Het Verenigd Koninkrijk op zijn beurt toont sinds begin vorige maand meer initiatief en goede wil over de implementatie van het terugtrekkingsakkoord. Wel moeten er nog heel wat details verder uitgewerkt worden. Zo moeten beide partijen nog een lijst vervolledigen over welke producten het risico lopen om vanuit Groot-Brittannië via Noord-Ierland in Ierland, dat wel deel uitmaakt van de Europese Unie, te belanden. In dat geval zijn er namelijk controles nodig tussen Groot-Brittannië en Noord-Ierland die bovendien de nodige administratie vereisen.

Er is een nieuwe politieke impuls nodig die het mogelijk maakt om alsnog tot een compromis te komen en een harde brexit te vermijden.

Daarbij komt een opvallende communautaire component kijken. In het terugtrekkingsakkoord kwamen de partijen overeen dat het Verenigd Koninkrijk die controles zal uitvoeren, maar dat de Unie controles op de controles kan uitvoeren. Brussel heeft voorgesteld om een permanent kantoor in Belfast te openen, maar dat schiet bij de Britse regering in het verkeerde keelgat. Zo’n Belfast office levert namelijk het zichtbare en expliciete bewijs dat Johnson en co. Noord-Ierland voor een deel uit handen hebben gegeven.
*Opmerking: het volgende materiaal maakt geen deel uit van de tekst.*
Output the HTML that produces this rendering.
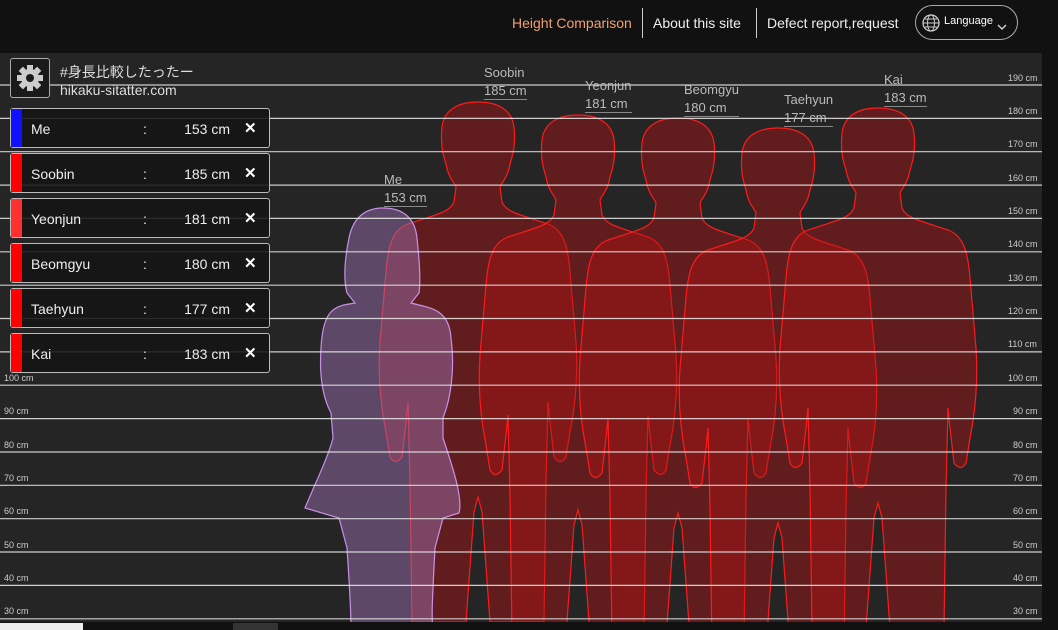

Enkel als er vergelijkbare kantoren in Schotland, Wales en Engeland zouden komen – wat overbodig zou zijn – is de Britse regering bereid om die pil te slikken.

Kortom, de Britse en Europese onderhandelaars hebben nog heel wat werk voor de boeg. Maar niet hun werklust, wel de politieke wil in Londen en Brussel zal bepalen of er uiteindelijk een akkoord wordt gevonden.